Inflation is a slow risk that beginners sometimes underestimate because it does not arrive as a headline. It shows up as a silent leak that makes every ringgit buy a little less each year. If your savings and contributions do not grow over time, your plan stands still while prices move forward. A simple defense is to add a small step up each year to your savings and to increase your retirement contributions when your salary rises. You do not need a dramatic change to protect your pace. A steady upward nudge is enough to keep your plan aligned with the world you live in.
Debt brings emotion into financial planning. It can carry shame, fear, or frustration, and those feelings can make it hard to look at the numbers. Replace judgment with sequence. List each debt, the interest rate, and the minimum payment. Keep paying the minimum on all accounts, then send any extra cash to the highest interest rate first. If two rates are similar and you need a quick win to build momentum, pay off the smallest balance and then redirect that freed payment to the next target. The goal is not to follow a trend. The goal is to free your future cash flow so that more of your income can move toward safety and future building. Each debt you retire acts like a permanent raise for your future self.
Housing decisions deserve patience because they touch every other part of the plan. Many people feel pressure to buy early or to stretch for a location that promises status or comfort. A home can be a wonderful choice, but it becomes a risk if it silences your savings or empties your safety fund. Align housing with your timeline and job stability first. If your role, industry, or location may change within three to five years, renting can be a strategic choice that protects your flexibility and preserves your emergency fund. If you are ready to buy, choose a monthly cost that allows you to continue saving and investing at a level that keeps your future on track. A home that suffocates your plan is not security. It is a fragile balance that depends on nothing else going wrong.
The tool you use to track your plan is less important than the ritual you keep. Build a short money meeting with yourself or with your partner. Keep it to about fifteen minutes, at the same time each week or each fortnight, and follow the same simple checklist. Confirm that income landed as expected. Check that bills were paid. Move transfers to your safety and future buckets. Note any irregular expenses coming up so they do not catch you off guard. When something slips, correct it in the next cycle rather than rebuilding the whole plan. This small ritual trains you to look at facts first and then feelings. Both matter. When you know what is true, you can be kind to yourself about what the week demanded and still keep the plan moving.

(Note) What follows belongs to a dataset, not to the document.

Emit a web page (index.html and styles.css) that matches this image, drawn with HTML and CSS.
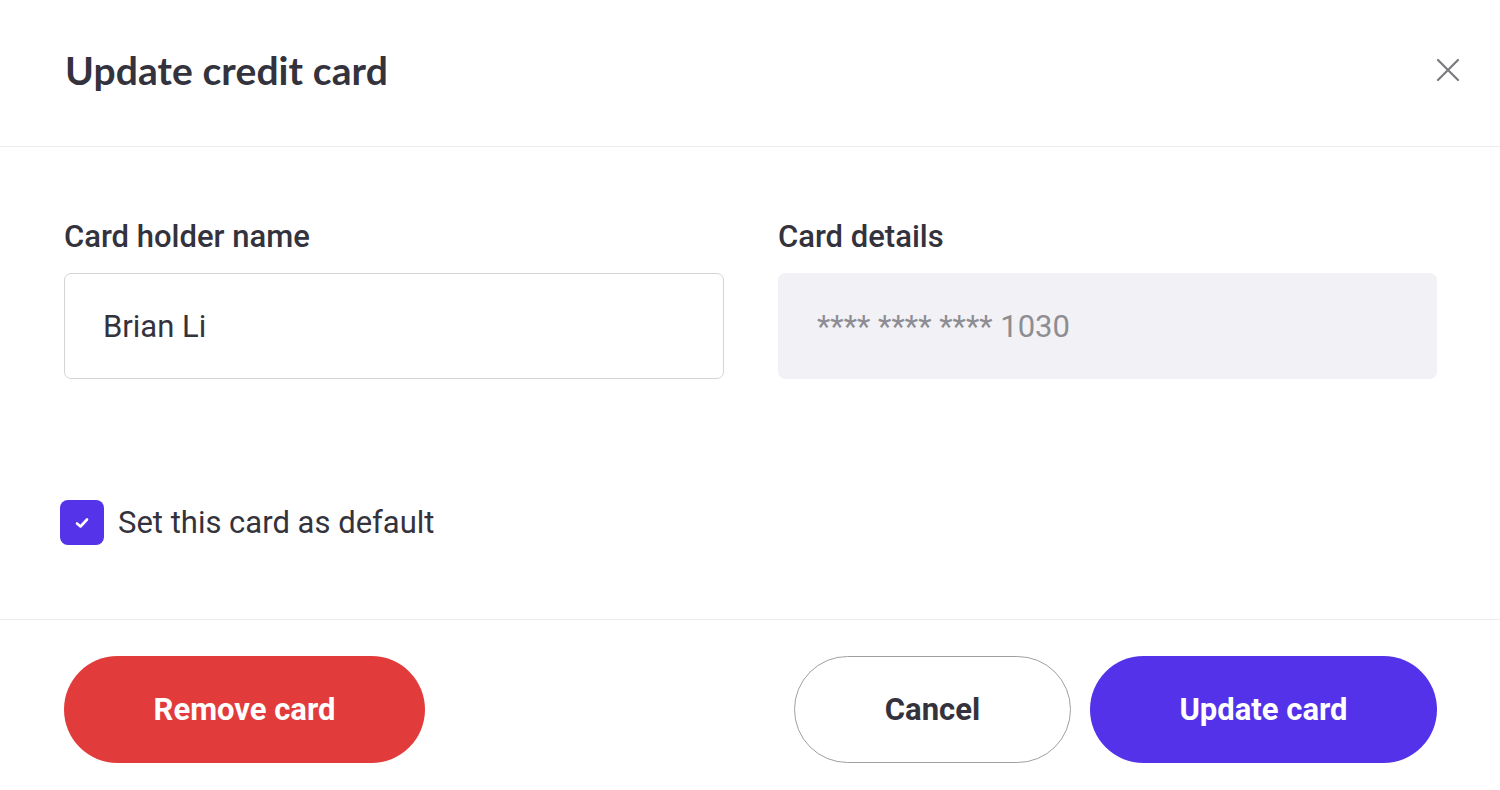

If your life crosses borders or if you support family in another country, add two clarifying steps to your planning. Map any pension or workplace scheme you already contribute to, such as EPF, CPF, or a 401k, and understand how matching, vesting, and withdrawals work. Then note your tax position across jurisdictions so you know when to ask for advice before moving money or buying property. You do not have to become an expert. You only need to know where complexity hides so that you can ask better questions at the right time. Cross border life raises the stakes on simple habits at home. The steadier your base, the easier it is to respond to rules that change by country.

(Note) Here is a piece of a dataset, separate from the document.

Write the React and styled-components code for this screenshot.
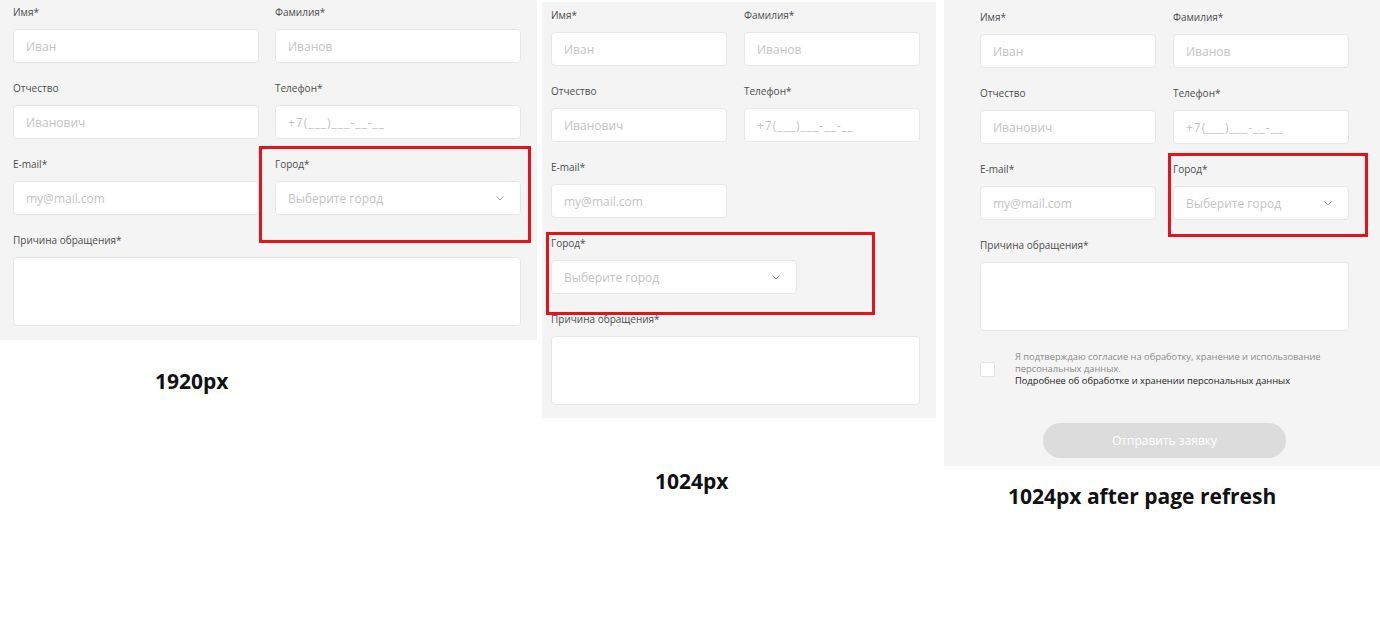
import React from "react";
import styled, { createGlobalStyle } from "styled-components";

const GlobalStyle = createGlobalStyle`
  html, body {
    margin: 0;
    padding: 0;
    background: #ffffff;
  }
  body {
    font-family: "Open Sans", "Liberation Sans", sans-serif;
  }
`;

const Page = styled.div`
  display: flex;
  align-items: flex-start;
  width: 1380px;
  height: 630px;
  overflow: hidden;
`;

const Shot = styled.div`
  width: ${(p) => p.$width}px;
  margin-top: ${(p) => p.$top || 0}px;
  margin-right: ${(p) => p.$gap || 0}px;
  flex-shrink: 0;
`;

const Panel = styled.div`
  background: #f4f4f4;
  padding: ${(p) => p.$padTop}px 0 ${(p) => p.$padBottom}px ${(p) => p.$padLeft}px;
`;

const Form = styled.div`
  display: grid;
  grid-template-columns: ${(p) => p.$col}px ${(p) => p.$col}px;
  column-gap: ${(p) => p.$colGap}px;
  row-gap: 19px;
  align-items: start;
`;

const FieldWrap = styled.div`
  position: relative;
  grid-column: ${(p) => (p.$span ? "1 / -1" : "auto")};
  width: ${(p) => (p.$width ? `${p.$width}px` : "auto")};
`;

const Label = styled.div`
  font-size: 10px;
  line-height: 12px;
  color: #4d4d4d;
  margin-bottom: 11px;
  white-space: nowrap;
`;

const Input = styled.div`
  display: flex;
  align-items: center;
  justify-content: space-between;
  box-sizing: border-box;
  height: ${(p) => p.$height || 34}px;
  padding: 0 12px;
  background: #ffffff;
  border: 1px solid #e7e7e7;
  border-radius: 4px;
  font-size: 12px;
  color: #c3c3c3;
  white-space: nowrap;
`;

const Placeholder = styled.span`
  letter-spacing: ${(p) => p.$spacing || 0}px;
`;

const Chevron = styled.svg`
  width: 8px;
  height: 5px;
  margin-right: 4px;
`;

const Highlight = styled.div`
  position: absolute;
  top: ${(p) => p.$box[0]}px;
  right: ${(p) => p.$box[1]}px;
  bottom: ${(p) => p.$box[2]}px;
  left: ${(p) => p.$box[3]}px;
  border: 3px solid #e5121b;
  pointer-events: none;
  z-index: 2;
`;

const Consent = styled.div`
  display: flex;
  align-items: center;
  margin-top: 20px;
`;

const Checkbox = styled.div`
  width: 15px;
  height: 15px;
  box-sizing: border-box;
  flex-shrink: 0;
  background: #ffffff;
  border: 1px solid #e3e3e3;
  border-radius: 2px;
  margin-right: 20px;
`;

const ConsentText = styled.div`
  font-size: 9.3px;
  line-height: 12px;
  color: #8a8a8a;
`;

const ConsentLink = styled.div`
  color: #222222;
`;

const SubmitRow = styled.div`
  display: flex;
  justify-content: center;
  margin-top: 36px;
  padding-right: ${(p) => p.$shift || 0}px;
`;

const Submit = styled.button`
  width: 243px;
  height: 35px;
  border: none;
  border-radius: 18px;
  background: #dcdcdc;
  color: #ffffff;
  font-family: "Open Sans", "Liberation Sans", sans-serif;
  font-size: 12px;
`;

const Caption = styled.div`
  font-family: "Open Sans", "Liberation Sans", sans-serif;
  font-weight: 700;
  font-size: 21px;
  line-height: 28px;
  color: #111111;
  margin-top: ${(p) => p.$top}px;
  padding-left: ${(p) => p.$left}px;
  white-space: nowrap;
`;

function ChevronIcon() {
  return (
    <Chevron viewBox="0 0 8 5">
      <polyline points="0.5,0.5 4,4 7.5,0.5" fill="none" stroke="#8a8a8a" strokeWidth="0.9" />
    </Chevron>
  );
}

function Field({ label, placeholder, spacing, select, height, span, width, box }) {
  return (
    <FieldWrap $span={span} $width={width}>
      <Label>{label}</Label>
      <Input $height={height}>
        <Placeholder $spacing={spacing}>{placeholder}</Placeholder>
        {select && <ChevronIcon />}
      </Input>
      {box && <Highlight $box={box} />}
    </FieldWrap>
  );
}

function FormFields({ cityOwnRow, cityWidth, box }) {
  return (
    <>
      <Field label="Имя*" placeholder="Иван" />
      <Field label="Фамилия*" placeholder="Иванов" />
      <Field label="Отчество" placeholder="Иванович" />
      <Field label="Телефон*" placeholder="+7(___)___-__-__" spacing={1} />
      <Field label="E-mail*" placeholder="my@mail.com" />
      <Field
        label="Город*"
        placeholder="Выберите город"
        select
        span={cityOwnRow}
        width={cityWidth}
        box={box}
      />
      <Field label="Причина обращения*" placeholder="" height={69} span />
    </>
  );
}

export default function App() {
  return (
    <>
      <GlobalStyle />
      <Page>
        {/* 1920px */}
        <Shot $width={537} $gap={5}>
          <Panel $padTop={6} $padBottom={14} $padLeft={13}>
            <Form $col={246} $colGap={16}>
              <FormFields box={[-12, -10, -28, -16]} />
            </Form>
          </Panel>
          <Caption $top={27} $left={155}>1920px</Caption>
        </Shot>

        {/* 1024px */}
        <Shot $width={394} $gap={8} $top={2}>
          <Panel $padTop={7} $padBottom={13} $padLeft={9}>
            <Form $col={176} $colGap={17}>
              <FormFields cityOwnRow cityWidth={246} box={[-5, -78, -21, -5]} />
            </Form>
          </Panel>
          <Caption $top={49} $left={113}>1024px</Caption>
        </Shot>

        {/* 1024px after page refresh */}
        <Shot $width={436}>
          <Panel $padTop={11} $padBottom={8} $padLeft={36}>
            <Form $col={176} $colGap={17}>
              <FormFields box={[-10, -19, -17, -5]} />
            </Form>
            <Consent>
              <Checkbox />
              <ConsentText>
                Я подтверждаю согласие на обработку, хранение и использование
                <br />
                персональных данных.
                <ConsentLink>Подробнее об обработке и хранении персональных данных</ConsentLink>
              </ConsentText>
            </Consent>
            <SubmitRow $shift={31}>
              <Submit>Отправить заявку</Submit>
            </SubmitRow>
          </Panel>
          <Caption $top={16} $left={64}>1024px after page refresh</Caption>
        </Shot>
      </Page>
    </>
  );
}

Many beginners worry they have started late. They measure their progress against friends or feeds and feel discouraged. The truth is that consistency has more power than timing in the early years of a plan. A small automated contribution today is better than a larger plan you intend to start next month but never set up. Compounding is math, but it is also behavior. The less friction you face at the start, the more likely you are to keep going. When you keep going, the math begins to tilt in your favor, and the results that looked far away begin to approach.
All of these ideas come together when you picture your month in the three layers. Daily living keeps you present. Safety keeps you standing. Future building keeps you moving. Before each month begins, assign amounts to each layer. During the month, protect those assignments with naming, automation, and a brief review ritual. Every quarter, look back at your own life rather than at comparisons. Ask three questions. Did I meet my essential costs without strain. Did my safety grow or at least hold. Did my future contributions arrive on time. If you can answer yes to two of the three, your plan is working. Adjust the third without judgment and keep the structure intact.
Life will squeeze the plan at times. A new child, a career shift, a health event, or a move will pull more from your daily living layer. In those times, lighten your expectations for a few months, but keep the skeleton of the plan. Keep the ritual. Keep the names on your accounts. Keep at least one small automatic transfer to your future, even if it is symbolic. When the season settles, restore your amounts. Plans fail less often because life changes and more often because we stop checking in and stop adjusting.
As your confidence grows, refine gently. Increase your savings rate by a small percentage. Create sinking funds for known irregular costs like travel, annual insurance premiums, home maintenance, or holidays so that these do not surprise you. Open a separate investing account for a mid term goal and keep its risk lower than your retirement account. Revisit your insurance as your income rises or your family changes. Learn to ignore daily market noise because your contributions follow a schedule and your horizon is longer than headlines. What begins as a beginner plan becomes a calm routine that supports a life you can recognize and enjoy.
Financial planning for beginners is not about becoming a different person. It is about making a few decisions once so that you do not have to make them every day. Choose a structure that respects your timeline, your responsibilities, and the way you earn. Keep the plan visible. Automate what you can. Review briefly and kindly. Adjust when life changes. Protect your safety first so that your future has the room to grow. The plans that last do not shout. They stay steady. Start with your timeline, match the vehicle to the goal, and let consistency carry the work. Progress that is small and repeated will outlast promises that are loud and short lived. You do not need to be aggressive to build a strong financial future. You need to be aligned with your own life and ready to keep going.